Of the many unique geographical features of Oklahoma, I realized on our most recent ride this is the first place I’ve ever lived where I can go from west side of the state across the state line into the west side of the neighboring state, Texas. It’s a damn geographical oddity, to quote one of my favorite movies.
Waking early to beat the triple digit heat, it seemed like a perfectly good day to leave the state and with the third in a series of trips to shoot what remains of Route 66 from the City to the western border on the agenda, we added an extra fifteen minutes to see Shamrock rather than turning back at Texola. Even before the ride began, I was slowly milling about, enjoying the predawn before we left, adoring being up in the early hours, drinking coffee, rechecking the sparse gear required in summer we’d gathered the night before. Unfortunately, that calm was disrupted when a few unforeseen disasters threw a wrench in the works, but rather than stew and stress, we continued on as planned, albeit almost two hours later than originally slated. In spite of the morning’s mishaps, the white noise of the engine and the warm morning sunshine pulled me into two wheel meditation quickly and by the passing of the first hour my mind was clear and decisive rather than worried and rash.
As we got further west, nearing the border, Josh asked if the hair was getting bigger. It was. The air was getting hotter, the hair higher to God, the familiar and very much missed since I moved to Oklahoma syrupy drawls I grew up with were heard more frequently. As the land gave way to an almost flat gentle rolling and the wind became constant and hot, throwing dust in great plumes across the road, I scanned the landscape for tumbling tumbleweeds as the song goes and sighed at the worn state of the mother road rolling through quiet desolation, the interstate when barely visible just a distant flash of movement on the northern horizon line.
The road herself changes just after the state line where she emerges from a small cluster of low wind battered trees and becomes a frontage road for 40. She’s better maintained on the Texas side through to Shamrock, but if you travel that way by night be mindful of a few places where what looks like a continuation of your lane is actually an exit for opposing traffic on the interstate. We were told riders in the past had been hurt at those exits, and although in broad daylight they are easily recognizable, I can see how in the pitch dark of night a mistake could easily be made and not realized until “Wrong Way” signs flash by.

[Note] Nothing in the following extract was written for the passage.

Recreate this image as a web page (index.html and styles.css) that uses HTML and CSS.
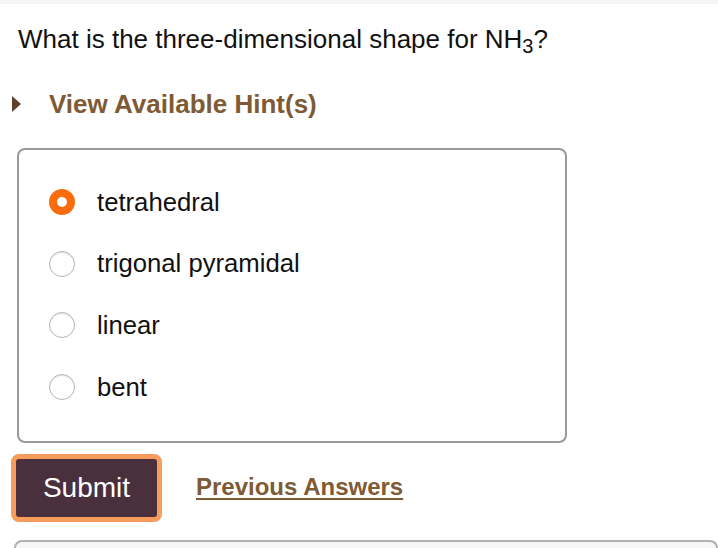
FILE: index.html
```html
<!DOCTYPE html>
<html>
<head>
<meta charset="utf-8">
<link rel="stylesheet" href="styles.css">
</head>
<body>
<div class="topbar"></div>
<main class="content">
  <p class="question">What is the three-dimensional shape for NH<sub>3</sub>?</p>
  <div class="hint">
    <svg class="hint-arrow" width="9" height="16" viewBox="0 0 9 16"><path d="M0 0 L9 8 L0 16 Z" fill="#5e4227"/></svg>
    <span class="hint-text">View Available Hint(s)</span>
  </div>
  <div class="choices">
    <label class="choice"><span class="radio checked"></span><span class="label">tetrahedral</span></label>
    <label class="choice"><span class="radio"></span><span class="label">trigonal pyramidal</span></label>
    <label class="choice"><span class="radio"></span><span class="label">linear</span></label>
    <label class="choice"><span class="radio"></span><span class="label">bent</span></label>
  </div>
  <div class="actions">
    <button class="submit">Submit</button>
    <a class="prev" href="#">Previous Answers</a>
  </div>
  <div class="next-box"></div>
</main>
</body>
</html>
```
FILE: styles.css
```css
html, body {
  margin: 0;
  padding: 0;
  background: #ffffff;
  font-family: "Liberation Sans", Arial, Helvetica, sans-serif;
  color: #111;
  overflow: hidden;
  height: 548px;
}
.topbar {
  height: 4px;
  background: #f4f4f4;
}
.content {
  padding: 0 0 0 17px;
}
.question {
  margin: 21px 0 0 1px;
  font-size: 26px;
  line-height: 28px;
}
.question sub {
  font-size: 20px;
  vertical-align: -5px;
  line-height: 0;
}
.hint {
  display: flex;
  align-items: center;
  margin: 37px 0 0 -5px;
  height: 28px;
}
.hint-arrow {
  display: block;
}
.hint-text {
  margin-left: 28px;
  font-weight: bold;
  font-size: 26px;
  color: #7e5a35;
}
.choices {
  margin-top: 30px;
  border: 2px solid #9a9a9a;
  border-radius: 8px;
  box-sizing: border-box;
  width: 550px;
  height: 295px;
  padding: 38px 0 0 30px;
  display: flex;
  flex-direction: column;
  gap: 33.7px;
}
.choice {
  display: flex;
  align-items: center;
  height: 28px;
}
.radio {
  width: 26px;
  height: 26px;
  border-radius: 50%;
  box-sizing: border-box;
  border: 1px solid #b5b5b5;
  background: radial-gradient(circle at 50% 60%, #ffffff 60%, #f0f0f0 100%);
  box-shadow: inset 0 1px 1px rgba(0,0,0,0.08);
  flex: none;
}
.radio.checked {
  border: 8px solid #fb6d0c;
  background: #ffffff;
  box-shadow: none;
}
.label {
  margin-left: 22px;
  font-size: 25.7px;
}
.actions {
  margin-top: 11px;
  margin-left: -6px;
  display: flex;
  align-items: center;
}
.submit {
  box-sizing: border-box;
  width: 151px;
  height: 68px;
  border: 5px solid #f79d5c;
  border-radius: 8px;
  background: #4a2f3d;
  color: #fff;
  font-family: "Liberation Sans", Arial, sans-serif;
  font-size: 28px;
  padding: 0;
}
.prev {
  margin-left: 34px;
  margin-top: -2px;
  font-size: 24px;
  font-weight: bold;
  color: #7e5a35;
  text-decoration: underline;
  text-underline-offset: 3px;
}
.next-box {
  margin: 18px 0 0 -3px;
  height: 6px;
  border: 2px solid #b0b0b0;
  border-bottom: none;
  border-radius: 8px 8px 0 0;
  background: #f6f6f6;
}
```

I absolutely beamed as we came into Shamrock, passing old gas stations and buildings exemplifying the glory days of Route 66 deco, well maintained and still occupied, a welcome sight after so many ghost towns I’d spent the morning shooting. Shamrock’s chamber of commerce has made priority of their remnants from 66’s heyday, even housing their operations in the former U Drop Inn under its iconic tower. The 1936 building is gorgeously maintained and if you pass through at night, they have even restored its beautiful green neon.
Before photographing we had to have water, rehydration and shade. We arrived later in the day than originally intended and to describe the heat radiating from the asphalt as sweltering would be a vast understatement. As I walked into a convenience store, I heard a familiar metal jingle nearby and started to laugh. Josh asked what was so funny and I pointed out that I hadn’t been in Texas fifteen minutes before I heard spurs. Only in Texas… I love that state.
After a rest in the sparse shade of what I think passes for a tree in the panhandle, we moved on, hungry by now and planning to eat after we crossed back into Oklahoma. However, after photographing a handful of the more eye catching buildings on our immediate route, before we could ride out I had to make one last stop, a hell of a car graveyard with more than one model to die for. It’s on the east side of town just as you leave, should you want an excuse to drool too.